The distinction matters most for shoppers who stack multiple manufacturer coupons on taxable items like cleaning supplies or personal care products. The tax savings from store loyalty programs and digital store coupons are real. The tax savings from clipping manufacturer coupons out of the Sunday paper are not, at least in most states. A few states treat both types of coupons the same way and let you reduce the taxable amount regardless of who funds the discount.

Non-Food Items on Your Grocery Receipt

Much of what fills a grocery cart isn’t food. Paper towels, laundry detergent, trash bags, and light bulbs are all taxed at the full general sales tax rate everywhere, even in states that exempt groceries. This is obvious enough that it rarely surprises anyone.

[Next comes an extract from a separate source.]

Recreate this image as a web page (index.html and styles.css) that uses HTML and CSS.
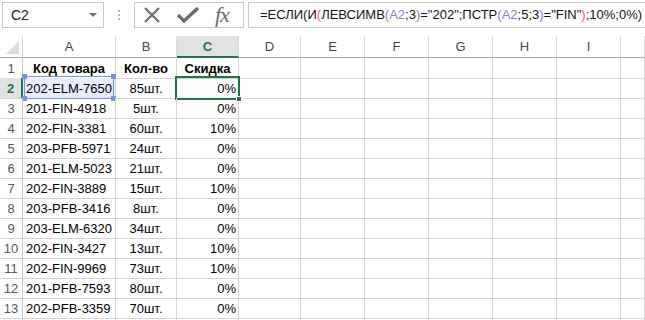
FILE: index.html
```html
<!DOCTYPE html>
<html lang="ru">
<head>
    <meta charset="utf-8" />
    <title>Книга1 - Excel</title>
    <link rel="stylesheet" href="styles.css">
</head>
<body>
    <div class="topbar">
        <div class="namebox">
            <span>C2</span>
            <span class="dropdown"></span>
        </div>
        <div class="grip"><i></i><i></i><i></i></div>
        <div class="actions">
            <svg class="icon" width="20" height="20" viewBox="0 0 20 20">
                <path d="M3 3 L17 17 M17 3 L3 17" stroke="#6a6a6a" stroke-width="2" fill="none" />
            </svg>
            <svg class="icon" width="24" height="20" viewBox="0 0 24 20">
                <path d="M2 10 L8 16 L22 3" stroke="#6a6a6a" stroke-width="3.4" fill="none" />
            </svg>
            <span class="fx">fx</span>
        </div>
        <div class="formula">=ЕСЛИ(И<span class="p1">(</span>ЛЕВСИМВ<span class="p2">(</span><span class="ref">A2</span>;3<span class="p2">)</span>="202";ПСТР<span class="p2">(</span><span class="ref">A2</span>;5;3<span class="p2">)</span>="FIN"<span class="p1">)</span>;10%;0%)</div>
    </div>

    <div class="sheet">
        <div class="row head">
            <div class="corner"><span class="tri"></span></div>
            <div>A</div><div>B</div><div class="sel">C</div><div>D</div><div>E</div><div>F</div><div>G</div><div>H</div><div>I</div><div></div>
        </div>
        <div class="row">
            <div class="num">1</div>
            <div class="title">Код товара</div><div class="title">Кол-во</div><div class="title">Скидка</div>
            <div></div><div></div><div></div><div></div><div></div><div></div><div></div>
        </div>
        <div class="row">
            <div class="num sel">2</div>
            <div class="txt ref-cell"><span class="refbox"><b class="tl"></b><b class="tr"></b><b class="bl"></b><b class="br"></b></span>202-ELM-7650</div>
            <div class="qty">85шт.</div>
            <div class="pct active">0%<span class="handle"></span></div>
            <div></div><div></div><div></div><div></div><div></div><div></div><div></div>
        </div>
        <div class="row">
            <div class="num">3</div>
            <div class="txt">201-FIN-4918</div><div class="qty">5шт.</div><div class="pct">0%</div>
            <div></div><div></div><div></div><div></div><div></div><div></div><div></div>
        </div>
        <div class="row">
            <div class="num">4</div>
            <div class="txt">202-FIN-3381</div><div class="qty">60шт.</div><div class="pct">10%</div>
            <div></div><div></div><div></div><div></div><div></div><div></div><div></div>
        </div>
        <div class="row">
            <div class="num">5</div>
            <div class="txt">203-PFB-5971</div><div class="qty">24шт.</div><div class="pct">0%</div>
            <div></div><div></div><div></div><div></div><div></div><div></div><div></div>
        </div>
        <div class="row">
            <div class="num">6</div>
            <div class="txt">201-ELM-5023</div><div class="qty">21шт.</div><div class="pct">0%</div>
            <div></div><div></div><div></div><div></div><div></div><div></div><div></div>
        </div>
        <div class="row">
            <div class="num">7</div>
            <div class="txt">202-FIN-3889</div><div class="qty">15шт.</div><div class="pct">10%</div>
            <div></div><div></div><div></div><div></div><div></div><div></div><div></div>
        </div>
        <div class="row">
            <div class="num">8</div>
            <div class="txt">203-PFB-3416</div><div class="qty">8шт.</div><div class="pct">0%</div>
            <div></div><div></div><div></div><div></div><div></div><div></div><div></div>
        </div>
        <div class="row">
            <div class="num">9</div>
            <div class="txt">203-ELM-6320</div><div class="qty">34шт.</div><div class="pct">0%</div>
            <div></div><div></div><div></div><div></div><div></div><div></div><div></div>
        </div>
        <div class="row">
            <div class="num">10</div>
            <div class="txt">202-FIN-3427</div><div class="qty">13шт.</div><div class="pct">10%</div>
            <div></div><div></div><div></div><div></div><div></div><div></div><div></div>
        </div>
        <div class="row">
            <div class="num">11</div>
            <div class="txt">202-FIN-9969</div><div class="qty">73шт.</div><div class="pct">10%</div>
            <div></div><div></div><div></div><div></div><div></div><div></div><div></div>
        </div>
        <div class="row">
            <div class="num">12</div>
            <div class="txt">201-PFB-7593</div><div class="qty">80шт.</div><div class="pct">0%</div>
            <div></div><div></div><div></div><div></div><div></div><div></div><div></div>
        </div>
        <div class="row">
            <div class="num">13</div>
            <div class="txt">202-PFB-3359</div><div class="qty">70шт.</div><div class="pct">0%</div>
            <div></div><div></div><div></div><div></div><div></div><div></div><div></div>
        </div>
        <div class="row">
            <div class="num"></div>
            <div></div><div></div><div></div>
            <div></div><div></div><div></div><div></div><div></div><div></div><div></div>
        </div>
    </div>
</body>
</html>
```

FILE: styles.css
```css
* {
    margin: 0;
    padding: 0;
    box-sizing: border-box;
}

body {
    font-family: 'Liberation Sans', Arial, sans-serif;
    font-size: 13px;
    color: #000;
    background: #fff;
    width: 645px;
    height: 320px;
    overflow: hidden;
}

/* formula bar */

.topbar {
    height: 36px;
    display: flex;
    align-items: flex-start;
    padding: 2px 0 0 2px;
}

.namebox {
    width: 102px;
    height: 26px;
    border: 1px solid #c6c6c6;
    display: flex;
    align-items: center;
    justify-content: space-between;
    padding: 0 6px 0 8px;
    color: #222;
    font-size: 14px;
}

.dropdown {
    width: 0;
    height: 0;
    border-left: 4px solid transparent;
    border-right: 4px solid transparent;
    border-top: 4px solid #6f6f6f;
}

.grip {
    width: 30px;
    height: 26px;
    display: flex;
    flex-direction: column;
    align-items: center;
    justify-content: center;
    gap: 2px;
}

.grip i {
    width: 2px;
    height: 2px;
    background: #b4b4b4;
}

.actions {
    width: 110px;
    height: 26px;
    border: 1px solid #c6c6c6;
    display: flex;
    align-items: center;
    gap: 14px;
    padding-left: 7px;
}

.fx {
    font-family: 'Liberation Serif', 'Times New Roman', serif;
    font-style: italic;
    font-size: 22px;
    color: #6a6a6a;
    letter-spacing: -1px;
    margin-left: 1px;
    line-height: 1;
}

.formula {
    flex: 1;
    height: 26px;
    margin-left: 4px;
    border: 1px solid #c6c6c6;
    border-right: none;
    padding: 0 0 0 11px;
    line-height: 24px;
    white-space: nowrap;
    overflow: hidden;
    color: #111;
}

.formula .ref { color: #7b83e4; }
.formula .p1 { color: #e86868; }
.formula .p2 { color: #a06ce0; }

/* grid */

.row {
    display: grid;
    grid-template-columns: 23px 93px 61px 62px 62px 64px 64px 64px 64px 64px 1fr;
    height: 20px;
}

.row > div {
    border-right: 1px solid #d4d4d4;
    border-bottom: 1px solid #d4d4d4;
    line-height: 19px;
    padding-top: 1px;
    white-space: nowrap;
    position: relative;
}

.row.head {
    height: 22px;
}

.row.head > div {
    border-bottom-color: #ababab;
    border-right-color: #dadada;
    text-align: center;
    color: #444;
    line-height: 20px;
    padding-top: 1px;
}

.row.head > div.sel {
    background: #e1e1e1;
    border-bottom: 2px solid #217346;
    color: #217346;
    font-weight: bold;
    line-height: 19px;
}

.corner .tri {
    position: absolute;
    right: 3px;
    bottom: 3px;
    width: 0;
    height: 0;
    border-left: 13px solid transparent;
    border-bottom: 13px solid #dcdcdc;
}

.row > .num {
    text-align: center;
    color: #555;
    border-right-color: #c6c6c6;
}

.row > .num.sel {
    background: #e1e1e1;
    border-right: 2px solid #217346;
    color: #217346;
    font-weight: bold;
}

.title {
    font-weight: bold;
    text-align: center;
}

.txt {
    padding-left: 3px;
}

.qty {
    text-align: center;
}

.pct {
    text-align: right;
    padding-right: 2px;
}

/* range reference and selection */

.ref-cell {
    background: #e9ecfa;
}

.refbox {
    position: absolute;
    left: 1px;
    top: -2px;
    right: 1px;
    bottom: -1px;
    border: 1px solid #7592e6;
}

.refbox b {
    position: absolute;
    width: 5px;
    height: 5px;
    background: #7592e6;
}

.refbox .tl { left: -3px; top: -3px; }
.refbox .tr { right: -3px; top: -3px; }
.refbox .bl { left: -3px; bottom: -3px; }
.refbox .br { right: -3px; bottom: -3px; }

.active::after {
    content: "";
    position: absolute;
    left: -2px;
    top: -2px;
    right: -2px;
    bottom: -2px;
    border: 2px solid #217346;
}

.handle {
    position: absolute;
    right: -4px;
    bottom: -4px;
    width: 6px;
    height: 6px;
    background: #217346;
    border: 1px solid #fff;
    z-index: 2;
}
```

The less obvious category is personal hygiene products. Items like toothpaste, soap, shampoo, and deodorant are taxed as general merchandise in most states. Period products (tampons and pads) remain subject to sales tax in roughly 18 states, with rates ranging from about 4% to 7%, though more states have been eliminating this tax in recent years. Diapers fall into the same general merchandise category in most places. A few states have begun exempting these items as essentials, but they’re still the minority.

The bottom line for budgeting: your grocery store receipt will almost always include some taxed items even if you live in a state that exempts food. The exemption applies to what you eat, not to everything the grocery store sells.